## Dataset section
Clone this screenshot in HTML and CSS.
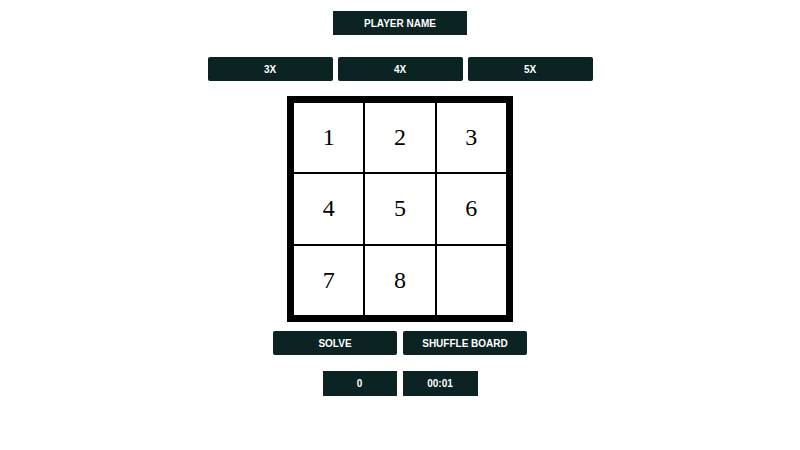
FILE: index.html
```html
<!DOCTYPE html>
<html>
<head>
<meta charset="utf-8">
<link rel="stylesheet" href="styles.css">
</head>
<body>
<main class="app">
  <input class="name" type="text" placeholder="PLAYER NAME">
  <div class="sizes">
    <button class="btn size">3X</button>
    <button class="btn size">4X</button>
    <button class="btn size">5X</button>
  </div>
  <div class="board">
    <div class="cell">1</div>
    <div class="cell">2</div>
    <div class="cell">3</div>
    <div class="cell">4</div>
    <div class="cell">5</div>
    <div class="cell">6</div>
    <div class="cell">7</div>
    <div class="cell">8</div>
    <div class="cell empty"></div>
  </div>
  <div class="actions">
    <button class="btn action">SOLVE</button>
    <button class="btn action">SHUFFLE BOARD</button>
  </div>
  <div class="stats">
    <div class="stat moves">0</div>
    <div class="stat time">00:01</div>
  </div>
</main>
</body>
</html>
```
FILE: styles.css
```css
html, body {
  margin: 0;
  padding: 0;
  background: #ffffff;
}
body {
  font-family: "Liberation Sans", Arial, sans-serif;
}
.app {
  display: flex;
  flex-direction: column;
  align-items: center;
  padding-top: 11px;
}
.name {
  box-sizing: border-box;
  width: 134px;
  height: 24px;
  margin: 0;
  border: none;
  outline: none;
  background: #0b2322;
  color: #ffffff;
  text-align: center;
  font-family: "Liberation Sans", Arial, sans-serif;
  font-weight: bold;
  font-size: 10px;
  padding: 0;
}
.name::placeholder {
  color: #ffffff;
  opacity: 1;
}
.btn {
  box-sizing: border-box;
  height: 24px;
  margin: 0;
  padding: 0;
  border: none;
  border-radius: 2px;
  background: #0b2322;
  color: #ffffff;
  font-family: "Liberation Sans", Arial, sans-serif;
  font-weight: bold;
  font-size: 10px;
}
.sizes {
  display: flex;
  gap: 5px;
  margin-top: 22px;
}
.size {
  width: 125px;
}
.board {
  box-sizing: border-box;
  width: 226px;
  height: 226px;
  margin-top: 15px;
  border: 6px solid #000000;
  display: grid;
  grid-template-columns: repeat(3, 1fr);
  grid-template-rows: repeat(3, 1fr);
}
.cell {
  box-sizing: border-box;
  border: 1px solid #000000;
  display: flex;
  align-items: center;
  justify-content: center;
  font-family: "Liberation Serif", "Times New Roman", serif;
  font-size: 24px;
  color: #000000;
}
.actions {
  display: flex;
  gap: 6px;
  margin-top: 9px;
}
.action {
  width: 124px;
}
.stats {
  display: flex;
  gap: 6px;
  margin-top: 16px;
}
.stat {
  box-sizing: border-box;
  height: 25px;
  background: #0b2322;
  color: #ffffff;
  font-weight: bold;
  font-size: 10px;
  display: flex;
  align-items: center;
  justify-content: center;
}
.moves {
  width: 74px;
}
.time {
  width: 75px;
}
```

## Description of the task
Copy all the data exactly as written, but skip any picture.

## Solved exercise
Clone this screenshot in HTML and CSS.
FILE: index.html
```html
<!DOCTYPE html>
<html>
<head>
<meta charset="utf-8">
<link rel="stylesheet" href="styles.css">
</head>
<body>
<main class="app">
  <input class="name" type="text" placeholder="PLAYER NAME">
  <div class="sizes">
    <button class="btn size">3X</button>
    <button class="btn size">4X</button>
    <button class="btn size">5X</button>
  </div>
  <div class="board">
    <div class="cell">1</div>
    <div class="cell">2</div>
    <div class="cell">3</div>
    <div class="cell">4</div>
    <div class="cell">5</div>
    <div class="cell">6</div>
    <div class="cell">7</div>
    <div class="cell">8</div>
    <div class="cell empty"></div>
  </div>
  <div class="actions">
    <button class="btn action">SOLVE</button>
    <button class="btn action">SHUFFLE BOARD</button>
  </div>
  <div class="stats">
    <div class="stat moves">0</div>
    <div class="stat time">00:01</div>
  </div>
</main>
</body>
</html>
```
FILE: styles.css
```css
html, body {
  margin: 0;
  padding: 0;
  background: #ffffff;
}
body {
  font-family: "Liberation Sans", Arial, sans-serif;
}
.app {
  display: flex;
  flex-direction: column;
  align-items: center;
  padding-top: 11px;
}
.name {
  box-sizing: border-box;
  width: 134px;
  height: 24px;
  margin: 0;
  border: none;
  outline: none;
  background: #0b2322;
  color: #ffffff;
  text-align: center;
  font-family: "Liberation Sans", Arial, sans-serif;
  font-weight: bold;
  font-size: 10px;
  padding: 0;
}
.name::placeholder {
  color: #ffffff;
  opacity: 1;
}
.btn {
  box-sizing: border-box;
  height: 24px;
  margin: 0;
  padding: 0;
  border: none;
  border-radius: 2px;
  background: #0b2322;
  color: #ffffff;
  font-family: "Liberation Sans", Arial, sans-serif;
  font-weight: bold;
  font-size: 10px;
}
.sizes {
  display: flex;
  gap: 5px;
  margin-top: 22px;
}
.size {
  width: 125px;
}
.board {
  box-sizing: border-box;
  width: 226px;
  height: 226px;
  margin-top: 15px;
  border: 6px solid #000000;
  display: grid;
  grid-template-columns: repeat(3, 1fr);
  grid-template-rows: repeat(3, 1fr);
}
.cell {
  box-sizing: border-box;
  border: 1px solid #000000;
  display: flex;
  align-items: center;
  justify-content: center;
  font-family: "Liberation Serif", "Times New Roman", serif;
  font-size: 24px;
  color: #000000;
}
.actions {
  display: flex;
  gap: 6px;
  margin-top: 9px;
}
.action {
  width: 124px;
}
.stats {
  display: flex;
  gap: 6px;
  margin-top: 16px;
}
.stat {
  box-sizing: border-box;
  height: 25px;
  background: #0b2322;
  color: #ffffff;
  font-weight: bold;
  font-size: 10px;
  display: flex;
  align-items: center;
  justify-content: center;
}
.moves {
  width: 74px;
}
.time {
  width: 75px;
}
```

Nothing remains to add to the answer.